Author(s): Fani N, Ashraf A, Afzal N, Jawed F, Kitayama N, Reed L, Bremner JD

Affiliation(s): Department of Psychiatry, Emory University School of Medicine, Atlanta, GA 30306, United States. nfani1@student.gsu.edu

Publication date & source: 2011-03-24, Neurosci Lett., 491(3):196-201. Epub 2011 Jan 21.

Publication type: Randomized Controlled Trial; Research Support, N.I.H., Extramural

Neuroimaging studies of individuals with posttraumatic stress disorder (PTSD) have revealed altered patterns of activity in medial prefrontal brain regions, including the anterior cingulate cortex (ACC), an area implicated in affect regulation. Selective serotonin reuptake inhibitors (SSRIs) have been shown to effectively treat PTSD symptoms, but there remains a lack of functional neuroimaging research examining the effects of psychopharmacological treatment on brain function in PTSD. The purpose of this pilot study was to assess the effects of the SSRI paroxetine on neural responses to traumatic memories in a small sample of patients with PTSD, as measured with PET imaging; we hypothesized that paroxetine treatment would be associated with increased regional cerebral blood flow (rCBF) in the medial prefrontal cortex.
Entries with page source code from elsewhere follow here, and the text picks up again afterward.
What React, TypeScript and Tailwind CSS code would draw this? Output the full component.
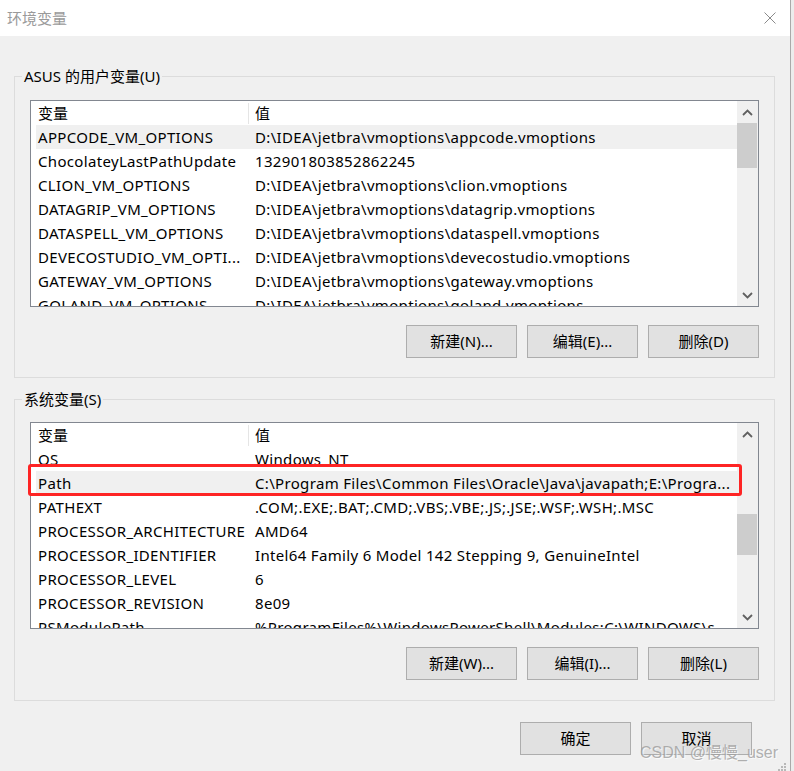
import React from "react";

const userVars: [string, string][] = [
  ["APPCODE_VM_OPTIONS", "D:\\IDEA\\jetbra\\vmoptions\\appcode.vmoptions"],
  ["ChocolateyLastPathUpdate", "132901803852862245"],
  ["CLION_VM_OPTIONS", "D:\\IDEA\\jetbra\\vmoptions\\clion.vmoptions"],
  ["DATAGRIP_VM_OPTIONS", "D:\\IDEA\\jetbra\\vmoptions\\datagrip.vmoptions"],
  ["DATASPELL_VM_OPTIONS", "D:\\IDEA\\jetbra\\vmoptions\\dataspell.vmoptions"],
  ["DEVECOSTUDIO_VM_OPTI...", "D:\\IDEA\\jetbra\\vmoptions\\devecostudio.vmoptions"],
  ["GATEWAY_VM_OPTIONS", "D:\\IDEA\\jetbra\\vmoptions\\gateway.vmoptions"],
  ["GOLAND_VM_OPTIONS", "D:\\IDEA\\jetbra\\vmoptions\\goland.vmoptions"],
];

const sysVars: [string, string][] = [
  ["OS", "Windows_NT"],
  ["Path", "C:\\Program Files\\Common Files\\Oracle\\Java\\javapath;E:\\Progra..."],
  ["PATHEXT", ".COM;.EXE;.BAT;.CMD;.VBS;.VBE;.JS;.JSE;.WSF;.WSH;.MSC"],
  ["PROCESSOR_ARCHITECTURE", "AMD64"],
  ["PROCESSOR_IDENTIFIER", "Intel64 Family 6 Model 142 Stepping 9, GenuineIntel"],
  ["PROCESSOR_LEVEL", "6"],
  ["PROCESSOR_REVISION", "8e09"],
  ["PSModulePath", "%ProgramFiles%\\WindowsPowerShell\\Modules;C:\\WINDOWS\\s..."],
];

function Chevron({ up }: { up: boolean }) {
  return (
    <svg width="11" height="7" viewBox="0 0 11 7" className="block">
      <polyline
        points={up ? "1,6 5.5,1.5 10,6" : "1,1 5.5,5.5 10,1"}
        fill="none"
        stroke="#606060"
        strokeWidth="1.8"
      />
    </svg>
  );
}

function Scrollbar({ thumbTop, thumbH }: { thumbTop: number; thumbH: number }) {
  return (
    <div className="w-[21px] h-full bg-[#f0f0f0] flex flex-col">
      <div className="h-[22px] flex items-center justify-center pr-[1px]">
        <Chevron up />
      </div>
      <div className="flex-1 relative">
        <div
          className="absolute left-0 w-[20px] bg-[#cdcdcd]"
          style={{ top: thumbTop, height: thumbH }}
        />
      </div>
      <div className="h-[22px] flex items-center justify-center pr-[1px]">
        <Chevron up={false} />
      </div>
    </div>
  );
}

function VarList({
  rows,
  highlight,
  thumbTop,
  thumbH,
}: {
  rows: [string, string][];
  highlight: number;
  thumbTop: number;
  thumbH: number;
}) {
  return (
    <div className="w-[729px] h-[207px] border border-[#828790] bg-white flex overflow-hidden">
      <div className="flex-1 flex flex-col overflow-hidden">
        <div className="h-[24px] flex items-center shrink-0">
          <div className="w-[217px] pl-[7px]">变量</div>
          <div className="w-[1px] h-[21px] bg-[#e5e5e5]" />
          <div className="pl-[6px]">值</div>
        </div>
        {rows.map(([k, v], i) => (
          <div
            key={k}
            className={
              "h-[24px] ml-[5px] flex items-center shrink-0 whitespace-nowrap tracking-[0.33px] " +
              (i === highlight ? "bg-[#f0f0f0]" : "")
            }
          >
            <div className="w-[212px] pl-[2px] overflow-hidden">{k}</div>
            <div className="pl-[7px]">{v}</div>
          </div>
        ))}
      </div>
      <Scrollbar thumbTop={thumbTop} thumbH={thumbH} />
    </div>
  );
}

function Btn({ children }: { children: React.ReactNode }) {
  return (
    <div className="w-[111px] h-[33px] bg-[#e1e1e1] border border-[#adadad] flex items-center justify-center">
      {children}
    </div>
  );
}

function Group({
  label,
  pt,
  pb,
  children,
}: {
  label: string;
  pt: string;
  pb: string;
  children: React.ReactNode;
}) {
  return (
    <div className={"relative w-[761px] border border-[#dcdcdc] px-[15px] " + pt + " " + pb}>
      <span className="absolute left-[7px] top-[-12px] px-[2px] bg-[#f0f0f0] leading-[22px]">
        {label}
      </span>
      {children}
    </div>
  );
}

export default function App() {
  return (
    <div className="w-[794px] h-[771px] overflow-hidden flex bg-[#ececec] text-[15px] text-black font-['Noto_Sans','Noto_Sans_CJK_SC',sans-serif] relative">
      <div className="w-[791px] h-full border-r border-[#a9a9a9] flex flex-col">
        <div className="h-[36px] bg-white flex items-center justify-between pl-[7px] pr-[14px] shrink-0">
          <span className="text-[#9a9a9a]">环境变量</span>
          <svg width="12" height="12" viewBox="0 0 12 12">
            <path d="M0.5 0.5 L11.5 11.5 M11.5 0.5 L0.5 11.5" stroke="#8a8a8a" strokeWidth="1" />
          </svg>
        </div>
        <div className="flex-1 bg-[#f0f0f0] pl-[14px] pt-[40px] flex flex-col">
          <Group label="ASUS 的用户变量(U)" pt="pt-[23px]" pb="pb-[19px]">
            <VarList rows={userVars} highlight={0} thumbTop={0} thumbH={45} />
            <div className="flex justify-end gap-[10px] mt-[18px]">
              <Btn>新建(N)...</Btn>
              <Btn>编辑(E)...</Btn>
              <Btn>删除(D)</Btn>
            </div>
          </Group>
          <div className="h-[21px]" />
          <Group label="系统变量(S)" pt="pt-[22px]" pb="pb-[20px]">
            <VarList rows={sysVars} highlight={1} thumbTop={69} thumbH={41} />
            <div className="flex justify-end gap-[10px] mt-[18px]">
              <Btn>新建(W)...</Btn>
              <Btn>编辑(I)...</Btn>
              <Btn>删除(L)</Btn>
            </div>
          </Group>
          <div className="flex justify-end gap-[10px] mt-[21px] pr-[38px]">
            <Btn>确定</Btn>
            <Btn>取消</Btn>
          </div>
        </div>
      </div>
      <div className="absolute left-[28px] top-[464px] w-[714px] h-[32px] border-[3px] border-[#fe2424] rounded-[3px]" />
      <div className="absolute left-[640px] top-[741px] text-[16px] text-[#9c9c9c]/80 font-['Liberation_Sans','Noto_Sans_CJK_SC',sans-serif] [text-shadow:1px_1px_1px_rgba(255,255,255,0.8)] whitespace-nowrap">
        CSDN @慢慢_user
      </div>
      <svg className="absolute left-[778px] top-[763px]" width="9" height="9" viewBox="0 0 9 9">
        <rect x="6" y="0" width="2" height="2" fill="#b8b8b8" />
        <rect x="3" y="3" width="2" height="2" fill="#b8b8b8" />
        <rect x="6" y="3" width="2" height="2" fill="#b8b8b8" />
        <rect x="0" y="6" width="2" height="2" fill="#b8b8b8" />
        <rect x="3" y="6" width="2" height="2" fill="#b8b8b8" />
        <rect x="6" y="6" width="2" height="2" fill="#b8b8b8" />
      </svg>
    </div>
  );
}
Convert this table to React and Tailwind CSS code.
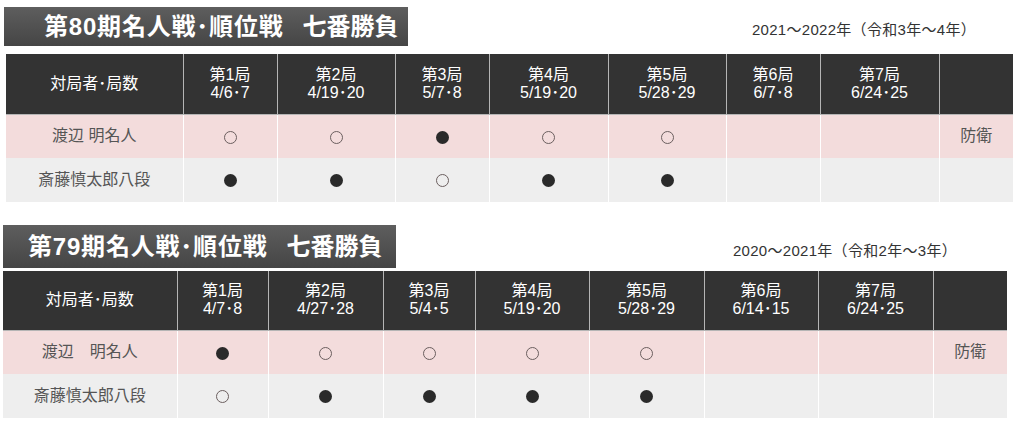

Thirteen participants with PTSD were given controlled-release paroxetine (paroxetine CR) or placebo in a randomized, double-blind fashion for 12 weeks. Participants underwent brain imaging using positron emission tomography (PET) before and at the end of treatment in conjunction with exposure to neutral scripts and personalized trauma scripts. Participants treated with paroxetine CR and placebo both exhibited significantly increased rCBF in the ACC during trauma versus neutral script presentations; however, we noted an increase in function in the orbitofrontal cortex (OFC) in paroxetine-treated (but not placebo-treated) participants. Participants in both groups showed decreases in overall PTSD symptomatology following treatment; paroxetine-treated participants showed a slightly greater percentage decrease in symptoms. These preliminary findings indicate that increased ACC function represents a nonspecific response to treatment, whereas increased OFC function is specifically associated with paroxetine treatment in PTSD. These pilot data reveal putative mechanisms for SSRI treatment in PTSD and substantiate the need for large-scale placebo-controlled studies investigating these effects. Published by Elsevier Ireland Ltd.